Here, however, the SAC fails to include any facts to support a finding that Citibank itself obtained a benefit from the Cohens' payment of the appraisal fee to LSI, that LSI was acting as the agent of Citibank when it charged the appraisal fee, that LSI and Citibank are a single enterprise, or that any other circumstance exists such that Citibank can be held liable for restitution based on the Cohens' payment to LSI. Although the SAC includes a conclusory allegation that LSI was "acting as Citibank's agent and/or co-conspirator" (see SAC ¶ 95), such conclusory allegation is insufficient to state a claim for restitution against Citibank. See Iqbal, 129 S. Ct. at 1950 (holding, on motion to dismiss, district court is "not bound to accept as true a legal conclusion couched as a factual allegation"); Karim-Panahi v.
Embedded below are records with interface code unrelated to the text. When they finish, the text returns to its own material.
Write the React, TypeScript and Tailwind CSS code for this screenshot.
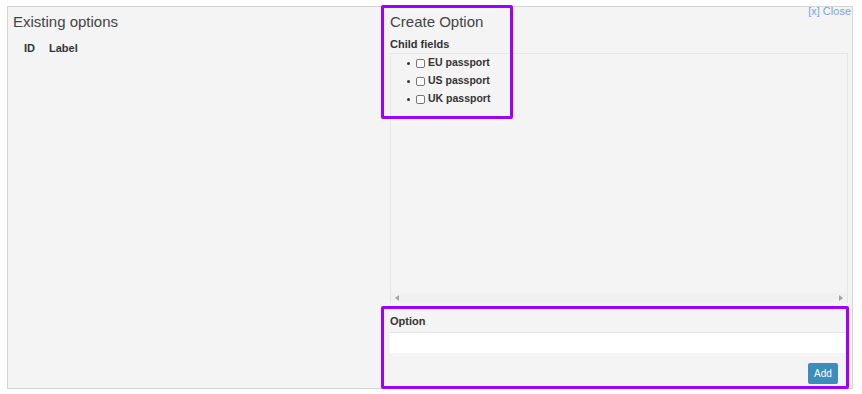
import React from "react";

const fields = ["EU passport", "US passport", "UK passport"];

export default function App() {
  return (
    <div
      className="relative w-[862px] h-[394px] bg-white pt-[6px] pl-[7px] text-[#333]"
      style={{ fontFamily: '"Liberation Sans", Arial, sans-serif' }}
    >
      {/* Panel */}
      <div className="relative flex w-[846px] h-[383px] border border-[#d4d4d4] bg-[#f4f4f4] overflow-hidden">
        <a className="absolute right-[1px] top-[-3px] text-[11px] leading-[14px] text-[#7aa3d4]">
          [x] Close
        </a>

        {/* Existing options */}
        <div className="w-[382px] pl-[5px] pt-[5px]">
          <h3 className="text-[15px] leading-[20px] text-[#444]">Existing options</h3>
          <div className="mt-[8px] ml-[11px] flex gap-[14px] text-[11px] leading-[16px] font-bold">
            <span>ID</span>
            <span>Label</span>
          </div>
        </div>

        {/* Create option */}
        <div className="flex-1 pr-[4px] pt-[5px] flex flex-col">
          <h3 className="text-[15px] leading-[20px] text-[#444]">Create Option</h3>
          <div className="mt-[4px] text-[11px] leading-[16px] font-bold">Child fields</div>

          <div className="mt-[1px] h-[250px] border-t border-l border-r border-[#e6e6e6] flex flex-col">
            <ul className="flex-1 pl-[16px] text-[10.5px] font-bold">
              {fields.map((f) => (
                <li key={f} className="flex items-center h-[18px]">
                  <span className="w-[3px] h-[3px] rounded-full bg-[#333]" />
                  <span className="ml-[6px] w-[9px] h-[9px] border border-[#777] rounded-[2px] bg-white" />
                  <span className="ml-[3px]">{f}</span>
                </li>
              ))}
            </ul>
            <div className="h-[10px] bg-[#f1f1f1] flex items-center justify-between px-[4px]">
              <svg width="4" height="6" viewBox="0 0 4 6"><path d="M4 0 L0 3 L4 6 Z" fill="#a3a3a3" /></svg>
              <svg width="4" height="6" viewBox="0 0 4 6"><path d="M0 0 L4 3 L0 6 Z" fill="#a3a3a3" /></svg>
            </div>
          </div>

          <label className="mt-[10px] text-[11px] leading-[16px] font-bold">Option</label>
          <input className="mt-[3px] h-[21px] bg-white border-t border-[#e2e2e2] outline-none" />
          <div className="mt-[10px] flex justify-end pr-[10px]">
            <button className="w-[30px] h-[21px] bg-[#3c8dbc] text-white text-[10px] rounded-[2px]">
              Add
            </button>
          </div>
        </div>
      </div>

      {/* Annotation outlines */}
      <div className="absolute left-[381px] top-[5px] w-[132px] h-[114px] border-[3px] border-[#9d00ff] rounded-[2px]" />
      <div className="absolute left-[381px] top-[306px] w-[468px] h-[83px] border-[3px] border-[#9d00ff] rounded-[2px]" />
    </div>
  );
}
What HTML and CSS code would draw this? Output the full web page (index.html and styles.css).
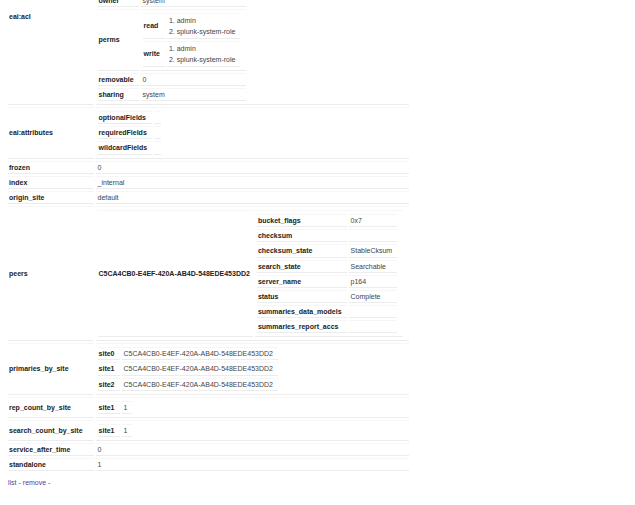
FILE: index.html
```html
<!DOCTYPE html>
<html>
<head>
<meta charset="utf-8">
<title>peers</title>
<link rel="stylesheet" href="styles.css">
</head>
<body>
<table class="feed top">
  <tr>
    <td class="k">eai:acl</td>
    <td class="v">
      <table class="feed">
        <tr><td class="k">app</td><td>system</td></tr>
        <tr><td class="k">can_list</td><td>1</td></tr>
        <tr><td class="k">can_write</td><td>1</td></tr>
        <tr><td class="k">modifiable</td><td>0</td></tr>
        <tr><td class="k">owner</td><td>system</td></tr>
        <tr>
          <td class="k">perms</td>
          <td class="v">
            <table class="feed">
              <tr><td class="k">read</td><td><ol class="list"><li>admin</li><li>splunk-system-role</li></ol></td></tr>
              <tr><td class="k">write</td><td><ol class="list"><li>admin</li><li>splunk-system-role</li></ol></td></tr>
            </table>
          </td>
        </tr>
        <tr><td class="k">removable</td><td>0</td></tr>
        <tr><td class="k">sharing</td><td>system</td></tr>
      </table>
    </td>
  </tr>
  <tr>
    <td class="k">eai:attributes</td>
    <td class="v">
      <table class="feed">
        <tr><td class="k">optionalFields</td><td></td></tr>
        <tr><td class="k">requiredFields</td><td></td></tr>
        <tr><td class="k">wildcardFields</td><td></td></tr>
      </table>
    </td>
  </tr>
  <tr><td class="k">frozen</td><td>0</td></tr>
  <tr><td class="k">index</td><td>_internal</td></tr>
  <tr><td class="k">origin_site</td><td>default</td></tr>
  <tr>
    <td class="k">peers</td>
    <td class="v">
      <table class="feed">
        <tr>
          <td class="k guid">C5CA4CB0-E4EF-420A-AB4D-548EDE453DD2</td>
          <td class="v">
            <table class="feed">
              <tr><td class="k">bucket_flags</td><td>0x7</td></tr>
              <tr><td class="k">checksum</td><td></td></tr>
              <tr><td class="k">checksum_state</td><td>StableCksum</td></tr>
              <tr><td class="k">search_state</td><td>Searchable</td></tr>
              <tr><td class="k">server_name</td><td>p164</td></tr>
              <tr><td class="k">status</td><td>Complete</td></tr>
              <tr><td class="k">summaries_data_models</td><td></td></tr>
              <tr><td class="k">summaries_report_accs</td><td></td></tr>
            </table>
          </td>
        </tr>
      </table>
    </td>
  </tr>
  <tr>
    <td class="k">primaries_by_site</td>
    <td class="v">
      <table class="feed">
        <tr><td class="k">site0</td><td>C5CA4CB0-E4EF-420A-AB4D-548EDE453DD2</td></tr>
        <tr><td class="k">site1</td><td>C5CA4CB0-E4EF-420A-AB4D-548EDE453DD2</td></tr>
        <tr><td class="k">site2</td><td>C5CA4CB0-E4EF-420A-AB4D-548EDE453DD2</td></tr>
      </table>
    </td>
  </tr>
  <tr>
    <td class="k">rep_count_by_site</td>
    <td class="v">
      <table class="feed">
        <tr><td class="k">site1</td><td>1</td></tr>
      </table>
    </td>
  </tr>
  <tr>
    <td class="k">search_count_by_site</td>
    <td class="v">
      <table class="feed">
        <tr><td class="k">site1</td><td>1</td></tr>
      </table>
    </td>
  </tr>
  <tr><td class="k">service_after_time</td><td>0</td></tr>
  <tr><td class="k">standalone</td><td>1</td></tr>
</table>
<p class="links"><a href="#list">list</a> - <a href="#remove">remove</a> - </p>
</body>
</html>
```
FILE: styles.css
```css
html, body {
  background: #fff;
}
body {
  margin: -73px 0 0 6px;
  font-family: "Liberation Sans", Arial, sans-serif;
  font-size: 7px;
  color: #444;
}
.feed {
  border-collapse: separate;
  border-spacing: 2px;
}
.feed td {
  padding: 1px 5px 1px 2px;
  line-height: 9.15px;
  border-top: 1px solid #f6f6f6;
  border-bottom: 1px solid #ececec;
  vertical-align: middle;
  text-align: left;
}
.feed td.v {
  padding: 1px 4px 1px 0;
}
.feed td.k {
  padding-left: 1px;
  font-weight: bold;
  color: #222;
}
.top > tbody > tr > td.k {
  padding-right: 11px;
}
.feed td.guid {
  padding-right: 3px;
}
.list {
  margin: 0;
  padding: 0;
  list-style-position: inside;
}
.list li {
  line-height: 11px;
}
.links {
  margin: 6px 0 0 2px;
  font-size: 7px;
}
.links a {
  color: #60399a;
}
```
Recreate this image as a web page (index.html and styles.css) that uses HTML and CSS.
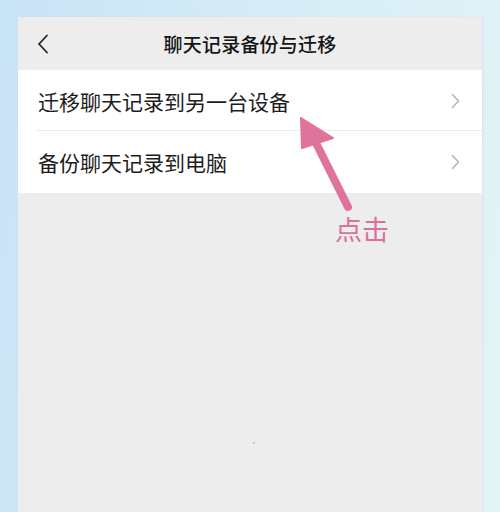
FILE: index.html
```html
<!DOCTYPE html>
<html lang="zh">
<head>
<meta charset="utf-8">
<link rel="stylesheet" href="styles.css">
</head>
<body>
<div class="screen">
  <div class="header">
    <svg class="back" width="12" height="20" viewBox="0 0 12 20"><path d="M10 1.5 L2 10 L10 18.5" fill="none" stroke="#222" stroke-width="1.8" stroke-linecap="round" stroke-linejoin="round"/></svg>
    <div class="title">聊天记录备份与迁移</div>
  </div>
  <div class="list">
    <div class="row first">
      <span class="label">迁移聊天记录到另一台设备</span>
      <svg class="chev" width="9" height="16" viewBox="0 0 9 16"><path d="M1.5 1.5 L7.5 8 L1.5 14.5" fill="none" stroke="#b4b4b4" stroke-width="1.5" stroke-linecap="round" stroke-linejoin="round"/></svg>
    </div>
    <div class="row second">
      <span class="label">备份聊天记录到电脑</span>
      <svg class="chev" width="9" height="16" viewBox="0 0 9 16"><path d="M1.5 1.5 L7.5 8 L1.5 14.5" fill="none" stroke="#b4b4b4" stroke-width="1.5" stroke-linecap="round" stroke-linejoin="round"/></svg>
    </div>
  </div>
  <div class="rest"><span class="dot"></span></div>
  <svg class="arrow" width="120" height="110" viewBox="0 0 120 110">
    <line x1="79" y1="98" x2="46" y2="32" stroke="#e0739b" stroke-width="8" stroke-linecap="round"/>
    <polygon points="32,9 64,29 33,39" fill="#e0739b" stroke="#e0739b" stroke-width="2" stroke-linejoin="round"/>
  </svg>
  <div class="tap">点击</div>
</div>
</body>
</html>
```
FILE: styles.css
```css
html, body {
  margin: 0;
  padding: 0;
}
body {
  width: 500px;
  height: 512px;
  overflow: hidden;
  background: linear-gradient(100deg, #c8e3f6 0%, #d6ecf7 45%, #e3f4f6 100%);
  font-family: "Noto Sans CJK SC", "Noto Sans", sans-serif;
}
.screen {
  position: relative;
  margin: 17px 0 0 18px;
  width: 464px;
  height: 495px;
  background: #ededed;
  display: flex;
  flex-direction: column;
  box-shadow: 1px 0 2px rgba(0,0,0,0.06);
}
.header {
  height: 53px;
  display: flex;
  align-items: center;
  justify-content: center;
  position: relative;
  background: #ededed;
}
.back {
  position: absolute;
  left: 19px;
  top: 17px;
}
.title {
  font-size: 19px;
  font-weight: 500;
  color: #141414;
  letter-spacing: 0.2px;
}
.list {
  background: #fff;
}
.row {
  display: flex;
  align-items: center;
  justify-content: space-between;
  padding: 0 22px 0 20px;
}
.row.first {
  height: 61px;
  position: relative;
}
.row.first::after {
  content: "";
  position: absolute;
  left: 19px;
  right: 0;
  bottom: 0;
  height: 1px;
  background: #ececec;
}
.row.second {
  height: 62px;
}
.label {
  font-size: 21px;
  color: #1c1c1c;
}
.rest {
  flex: 1;
  position: relative;
}
.dot {
  position: absolute;
  left: 235px;
  top: 249px;
  width: 2px;
  height: 2px;
  background: #bbb;
  border-radius: 50%;
}
.arrow {
  position: absolute;
  left: 251px;
  top: 92px;
}
.tap {
  position: absolute;
  left: 317px;
  top: 195px;
  font-size: 27px;
  color: #d9719b;
  line-height: 34px;
}
```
Los Angeles Police Dep't, 839 F.2d 621, 626 (9th Cir. 1988) (holding, where plaintiff seeks to proceed under theory of conspiracy, "mere allegation of conspiracy without factual specificity is insufficient").
Accordingly, Count VII is subject to dismissal.
CONCLUSION
For the reasons stated above,
1. Citibank's motion to dismiss is hereby GRANTED in part and DENIED in part, as follows:
a. Counts II and VII are DISMISSED.
b. To the extent Count III includes a claim based on Citibank's not reinstating Winkler's access to the full credit limit, Count III is DISMISSED.
c. In all other respects, the motion is DENIED.
2. In the event plaintiffs seek to amend any or all of the dismissed counts to cure the deficiencies identified above, plaintiffs are directed to file a Third Amended/Consolidated Class Action Complaint no later than September 20, 2010. If plaintiffs elect not to further amend, the instant action will proceed on the remaining claims in the SAC.